Scientific classification
- Kingdom: Plantae
- Clade: Tracheophytes
- Clade: Angiosperms
- Clade: Eudicots
- Clade: Asterids
- Order: Asterales
- Family: Asteraceae
- Tribe: Heliantheae
- Genus: Verbesina
- Species: V. encelioides
- Binomial name: Verbesina encelioides (Cav.) Benth. &Hook.f. ex A.Gray
- Synonyms: Ximenesia encelioides Cav.

= Verbesina encelioides =

- Genus: Verbesina
- Species: encelioides
- Authority: (Cav.) Benth. &Hook.f. ex A.Gray
- Synonyms: Ximenesia encelioides Cav.

Species of flowering plant

Verbesina encelioides is a flowering plant in the family Asteraceae. Common names include golden crownbeard, cowpen daisy, goldweed, wild sunflower, butter daisy, crown-beard, American dogweed, and the Spanish Añil del Muerto ("indigo of the dead").

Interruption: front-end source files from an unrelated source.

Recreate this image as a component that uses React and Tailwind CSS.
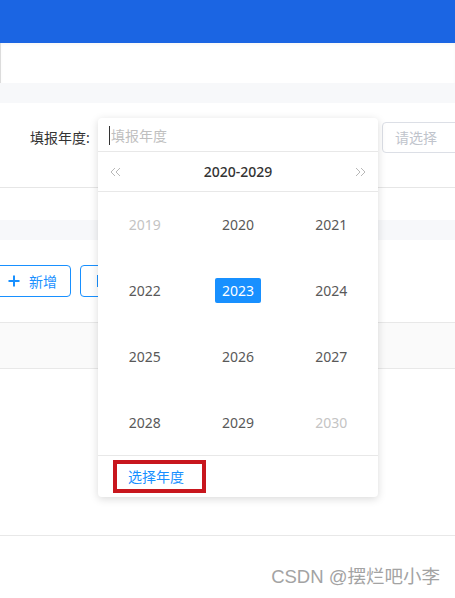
import React from "react";

const years = [
  { y: "2019", dim: true },
  { y: "2020" },
  { y: "2021" },
  { y: "2022" },
  { y: "2023", sel: true },
  { y: "2024" },
  { y: "2025" },
  { y: "2026" },
  { y: "2027" },
  { y: "2028" },
  { y: "2029" },
  { y: "2030", dim: true },
];

function DoubleChevron({ right }) {
  return (
    <svg width="11" height="10" viewBox="0 0 11 10" className={right ? "rotate-180" : ""}>
      <path d="M5 1 L1 5 L5 9 M10 1 L6 5 L10 9" fill="none" stroke="#b8b8b8" strokeWidth="1" />
    </svg>
  );
}

function YearPanel() {
  return (
    <div className="absolute left-[98px] top-[118px] w-[280px] h-[379px] bg-white rounded-[4px] shadow-[0_2px_8px_rgba(0,0,0,0.15)] flex flex-col">
      <div className="h-[34px] shrink-0 border-b border-[#e8e8e8] flex items-center pl-[11px] pt-[2px]">
        <span className="w-px h-[19px] bg-[#333] mr-[1px]" />
        <span className="text-[14px] text-[#bfbfbf] leading-none">填报年度</span>
      </div>
      <div className="h-[40px] shrink-0 border-b border-[#e8e8e8] flex items-center justify-between pl-[12px] pr-[12px]">
        <DoubleChevron />
        <span className="text-[14px] font-medium text-[#333]">2020-2029</span>
        <DoubleChevron right />
      </div>
      <div className="flex-1 grid grid-cols-3 grid-rows-4">
        {years.map((c) => (
          <div key={c.y} className="flex items-center justify-center">
            {c.sel ? (
              <span className="w-[46px] h-[25px] rounded-[2px] bg-[#1890ff] text-white text-[14px] flex items-center justify-center">
                {c.y}
              </span>
            ) : (
              <span className={c.dim ? "text-[14px] text-[#c4c4c4]" : "text-[14px] text-[#595959]"}>{c.y}</span>
            )}
          </div>
        ))}
      </div>
      <div className="h-[42px] shrink-0 border-t border-[#e8e8e8] pl-[15px] pt-[4px]">
        <div className="w-[93px] h-[33px] border-[4px] border-[#c8161d] flex items-center pl-[11px]">
          <span className="text-[14px] text-[#1890ff]">选择年度</span>
        </div>
      </div>
    </div>
  );
}

export default function App() {
  return (
    <div
      className="relative w-[455px] h-[598px] overflow-hidden bg-white"
      style={{ fontFamily: '"Noto Sans", "Noto Sans CJK SC", sans-serif' }}
    >
      <div className="h-[43px] bg-[#1b65e3]" />
      <div className="h-[40px] bg-white border-l border-[#dcdcdc] shadow-[inset_0_2px_3px_rgba(0,0,0,0.03)]" />
      <div className="h-[20px] bg-[#f7f8fa]" />
      <div className="h-[85px] border-b border-[#e6e6e6] pt-[19px] pl-[30px] flex items-start">
        <div className="h-[31px] w-[68px] shrink-0 whitespace-nowrap flex items-center text-[14px] text-[#333]">填报年度:</div>
        <div className="h-[31px] w-[276px] shrink-0 border border-[#dcdfe6] rounded-[4px]" />
        <div className="h-[31px] w-[120px] ml-[8px] border border-[#dcdfe6] rounded-[4px] flex items-center pl-[12px] text-[14px] text-[#c0c4cc] shrink-0 whitespace-nowrap">
          请选择
        </div>
      </div>
      <div className="h-[32px]" />
      <div className="h-[20px] bg-[#f7f8fa]" />
      <div className="pt-[25px] flex">
        <div className="ml-[-8px] w-[79px] h-[32px] border border-[#1890ff] rounded-[4px] flex items-center pl-[15px] text-[#1890ff] shrink-0">
          <svg width="12" height="12" viewBox="0 0 12 12" className="mr-[9px]">
            <path d="M6 0.5v11M0.5 6h11" stroke="#1890ff" strokeWidth="2" />
          </svg>
          <span className="text-[14px]">新增</span>
        </div>
        <div className="ml-[9px] w-[79px] h-[32px] border border-[#1890ff] rounded-[4px] flex items-center pl-[16px] shrink-0">
          <span className="w-[2px] h-[12px] bg-[#1890ff]" />
        </div>
      </div>
      <div className="mt-[25px] h-[47px] bg-[#fafafa] border-y border-[#e8e8e8]" />
      <div className="h-[167px] border-b border-[#e8e8e8]" />
      <YearPanel />
      <div
        className="absolute right-[15px] top-[568px] text-[18.5px] leading-none text-[#a3a3a3] whitespace-nowrap"
        style={{ fontFamily: '"Liberation Sans", "Noto Sans CJK SC", sans-serif', textShadow: "1px 1px 1px rgba(255,255,255,0.9)" }}
      >
        CSDN @摆烂吧小李
      </div>
    </div>
  );
}
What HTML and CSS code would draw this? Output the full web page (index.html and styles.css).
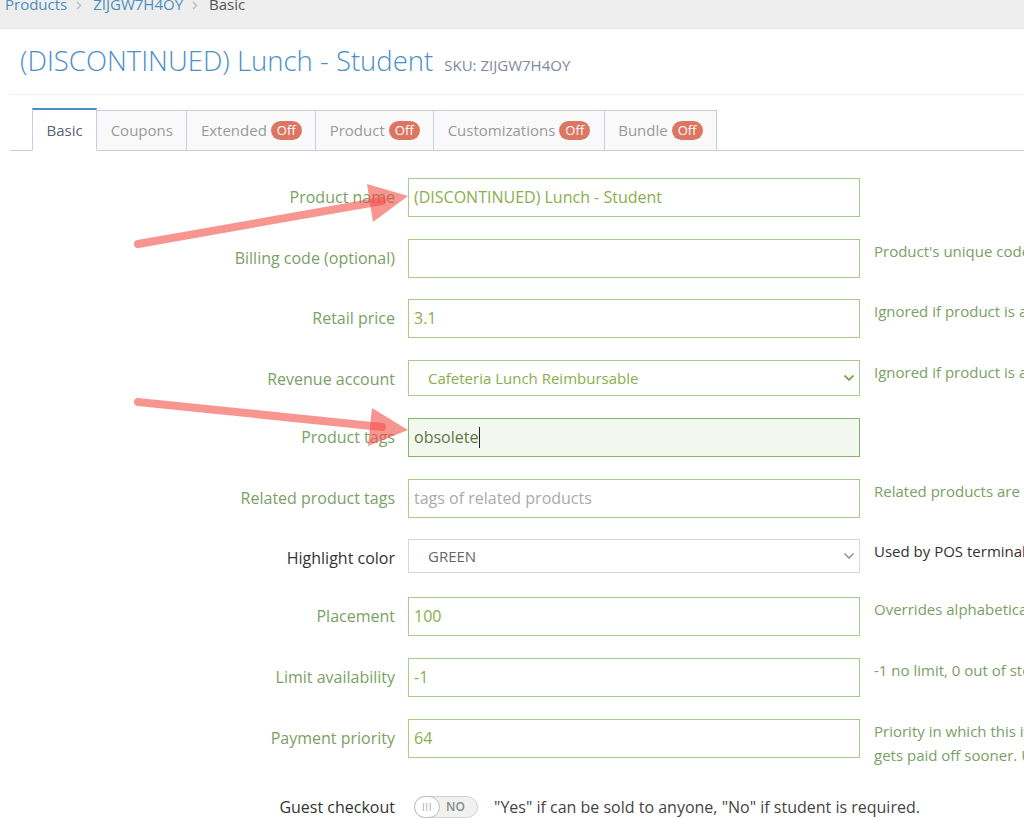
FILE: index.html
```html
<!DOCTYPE html>
<html lang="en">
<head>
<meta charset="utf-8">
<title>Product - Basic</title>
<link rel="stylesheet" href="styles.css">
</head>
<body>
<div class="crumbs">
  <ul class="crumb-list">
    <li><a class="crumb-link">Products</a></li>
    <li class="sep"><svg width="6" height="9" viewBox="0 0 6 9"><path d="M1 1l3.5 3.5L1 8" fill="none" stroke="#b7bcc4" stroke-width="1.4"/></svg></li>
    <li><a class="crumb-link">ZIJGW7H4OY</a></li>
    <li class="sep"><svg width="6" height="9" viewBox="0 0 6 9"><path d="M1 1l3.5 3.5L1 8" fill="none" stroke="#b7bcc4" stroke-width="1.4"/></svg></li>
    <li class="crumb-current">Basic</li>
  </ul>
</div>
<div class="page">
  <div class="page-header">
    <h1 class="title">(DISCONTINUED) Lunch - Student<small class="sku">SKU: ZIJGW7H4OY</small></h1>
  </div>
  <ul class="tabs">
    <li class="tab active">Basic</li>
    <li class="tab">Coupons</li>
    <li class="tab">Extended<span class="badge">Off</span></li>
    <li class="tab">Product<span class="badge">Off</span></li>
    <li class="tab">Customizations<span class="badge">Off</span></li>
    <li class="tab">Bundle<span class="badge">Off</span></li>
  </ul>
  <div class="form">
    <div class="row">
      <div class="label">Product name</div>
      <div class="field">(DISCONTINUED) Lunch - Student</div>
      <div class="help"></div>
    </div>
    <div class="row">
      <div class="label">Billing code (optional)</div>
      <div class="field"></div>
      <div class="help">Product's unique code used for billing exports.</div>
    </div>
    <div class="row">
      <div class="label">Retail price</div>
      <div class="field">3.1</div>
      <div class="help">Ignored if product is a bundle.</div>
    </div>
    <div class="row row-select">
      <div class="label">Revenue account</div>
      <div class="field select">
        <span>Cafeteria Lunch Reimbursable</span>
        <svg class="chev" width="12" height="8" viewBox="0 0 12 8"><path d="M1.5 1.5L6 6l4.5-4.5" fill="none" stroke="#7ba65a" stroke-width="1.8"/></svg>
      </div>
      <div class="help">Ignored if product is a bundle.</div>
    </div>
    <div class="row">
      <div class="label">Product tags</div>
      <div class="field focused">obsolete<span class="caret"></span></div>
      <div class="help"></div>
    </div>
    <div class="row">
      <div class="label">Related product tags</div>
      <div class="field placeholder">tags of related products</div>
      <div class="help">Related products are displayed together.</div>
    </div>
    <div class="row row-select">
      <div class="label dark">Highlight color</div>
      <div class="field select plain">
        <span>GREEN</span>
        <svg class="chev" width="12" height="8" viewBox="0 0 12 8"><path d="M1.5 1.5L6 6l4.5-4.5" fill="none" stroke="#8a8a8a" stroke-width="1.4"/></svg>
      </div>
      <div class="help dark">Used by POS terminals.</div>
    </div>
    <div class="row">
      <div class="label">Placement</div>
      <div class="field">100</div>
      <div class="help">Overrides alphabetical sorting.</div>
    </div>
    <div class="row">
      <div class="label">Limit availability</div>
      <div class="field">-1</div>
      <div class="help">-1 no limit, 0 out of stock.</div>
    </div>
    <div class="row">
      <div class="label">Payment priority</div>
      <div class="field">64</div>
      <div class="help">Priority in which this item is paid. A higher priority item<br>gets paid off sooner. Use 0 for the lowest priority.</div>
    </div>
    <div class="guest">
      <div class="label dark">Guest checkout</div>
      <div class="guest-body">
        <div class="switch"><span class="knob">III</span><span class="switch-text">NO</span></div>
        <div class="guest-help">"Yes" if can be sold to anyone, "No" if student is required.</div>
      </div>
    </div>
  </div>
</div>
<svg class="arrows" width="1024" height="818" viewBox="0 0 1024 818">
  <g fill="rgba(242,80,72,0.6)" stroke="none">
    <polygon points="408,196 367,184 373,222"/>
    <polygon points="408,430 372,408 368,446"/>
  </g>
  <g stroke="rgba(242,80,72,0.6)" stroke-width="8" stroke-linecap="round" fill="none">
    <line x1="138" y1="244" x2="382" y2="201"/>
    <line x1="138" y1="402" x2="382" y2="427"/>
  </g>
</svg>
</body>
</html>
```

FILE: styles.css
```css
html, body {
  margin: 0;
  padding: 0;
  overflow: hidden;
}
body {
  font-family: "Open Sans", "DejaVu Sans", sans-serif;
  font-size: 15px;
  color: #393939;
  background: #fff;
  position: relative;
  width: 1024px;
  height: 818px;
}

/* breadcrumbs */
.crumbs {
  display: flex;
  align-items: flex-start;
  background: #eeeeee;
  height: 28px;
  border-bottom: 1px solid #e6e6e6;
}
.crumb-list {
  display: flex;
  align-items: center;
  list-style: none;
  margin: -6px 0 0 0;
  padding: 0 0 0 5px;
  line-height: 20px;
}
.crumb-link {
  color: #4c8fbd;
}
.crumb-current {
  color: #555;
}
.sep {
  display: flex;
  align-items: center;
  padding: 2px 11px 0 9px;
}

/* page */
.page {
  padding-left: 10px;
}
.page-header {
  padding: 14px 0 11px 10px;
  border-bottom: 1px dotted #e2e2e2;
}
.title {
  margin: 0;
  font-size: 27.5px;
  font-weight: 300;
  line-height: 36px;
  color: #4a8fcb;
}
.sku {
  margin-left: 11px;
  font-size: 15px;
  font-weight: 400;
  color: #8089a0;
}

/* tabs */
.tabs {
  display: flex;
  align-items: flex-end;
  list-style: none;
  margin: 15px 0 0 0;
  padding: 0 0 0 22px;
  border-bottom: 1px solid #c5d0dc;
  height: 40px;
}
.tab {
  display: flex;
  align-items: center;
  gap: 4px;
  padding: 9px 13.5px 10px;
  line-height: 20px;
  border: 1px solid #c5d0dc;
  margin: 0 -1px -1px 0;
  background: #f9f9f9;
  color: #999;
}
.tab.active {
  position: relative;
  z-index: 1;
  padding-top: 10px;
  border-top: 2px solid #4c8fbd;
  border-bottom-color: #fff;
  background: #fff;
  color: #576373;
}
.badge {
  display: inline-block;
  height: 19px;
  line-height: 19px;
  padding: 0 6px;
  border-radius: 10px;
  background: #dc7663;
  color: #fff;
  font-size: 13px;
}

/* form */
.form {
  margin-top: 27px;
}
.row {
  display: grid;
  grid-template-columns: 385px 452px 400px;
  column-gap: 13px;
  height: 60.7px;
  align-items: start;
}
.row.row-select {
  height: 58px;
}
.label {
  text-align: right;
  line-height: 39px;
  font-size: 16px;
  color: #7ba065;
  white-space: nowrap;
}
.label.dark {
  color: #333;
}
.field {
  box-sizing: border-box;
  height: 39px;
  border: 1px solid #a5cc88;
  padding: 0 5px;
  line-height: 37px;
  font-size: 16px;
  color: #8bad4c;
  background: #fff;
  white-space: nowrap;
  overflow: hidden;
}
.field.placeholder {
  color: #aaa;
}
.field.focused {
  background: #f2f8ee;
  border-color: #85b46a;
  color: #5f7448;
  display: flex;
  align-items: center;
}
.caret {
  display: inline-block;
  width: 1px;
  height: 21px;
  background: #222;
  margin-left: 1px;
}
.field.select {
  height: 36px;
  line-height: 34px;
  font-size: 15px;
  display: flex;
  align-items: center;
  justify-content: space-between;
  padding: 0 4px 0 19px;
}
.field.select.plain {
  height: 34px;
  line-height: 32px;
  border-color: #d8d8d8;
  color: #666;
}
.chev {
  display: block;
}
.help {
  margin-left: 1px;
  line-height: 24px;
  color: #7ba065;
  white-space: nowrap;
}
.help.dark {
  color: #333;
}

/* guest checkout */
.guest {
  display: grid;
  grid-template-columns: 385px auto;
  column-gap: 13px;
  align-items: center;
  margin-top: 16px;
  height: 22px;
}
.guest .label {
  line-height: 22px;
}
.guest-body {
  display: flex;
  align-items: center;
  gap: 16px;
  padding-left: 6px;
}
.guest-help {
  font-size: 16px;
  line-height: 22px;
  color: #444;
  white-space: nowrap;
}
.switch {
  box-sizing: border-box;
  width: 64px;
  height: 22px;
  border: 1px solid #d4d4d4;
  border-radius: 12px;
  background: #f1f1f1;
  display: flex;
  align-items: center;
}
.knob {
  box-sizing: border-box;
  width: 26px;
  height: 22px;
  margin-left: -1px;
  border: 1px solid #bdbdbd;
  border-radius: 11px;
  background: #fff;
  color: #aaa;
  font-size: 10px;
  line-height: 20px;
  text-align: center;
  letter-spacing: 0.5px;
}
.switch-text {
  margin-left: 6px;
  font-size: 12px;
  font-weight: 600;
  color: #8a8a8a;
}

/* annotation arrows */
.arrows {
  position: absolute;
  top: 0;
  left: 0;
  pointer-events: none;
}
```
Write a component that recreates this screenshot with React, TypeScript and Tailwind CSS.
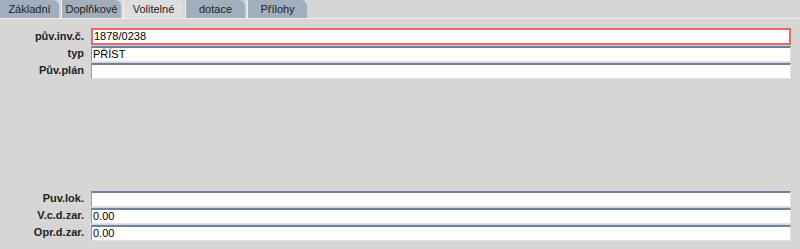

It is a summer annual with blooms resembling small sunflowers and distinctive flattened seeds. It is native to North America, growing in disturbed habitats.

== Description ==
The plant grows up to 1.5 m tall. The leaves are up to 10 cm long, with toothed edges. Blooming from June to September, the yellow flower head is up to 5 cm wide.

== Distribution and habitat ==
The species is native to the Southwest United States and Northern Mexico. It is naturalized in parts of Eastern North America, the Middle East, Spain, Argentina, Australia and the Pacific islands.

The species responds strongly to disturbances on suitable sites. Like sunflowers, it produces allelopathic chemicals that slow the growth of other susceptible plant species. Research has identified an allelopathic effect on radishes which may explain its ability to dominate other species in some locations.

== Ecology ==
It is a larval host for the bordered patch.

It has become invasive in some areas, particularly in the Northwestern Hawaiian Islands within Papahanaumokuakea Marine National Monument where it impacts seabird breeding habitat.

==Uses==
Native Americans and early settlers used the plants to treat skin disorders.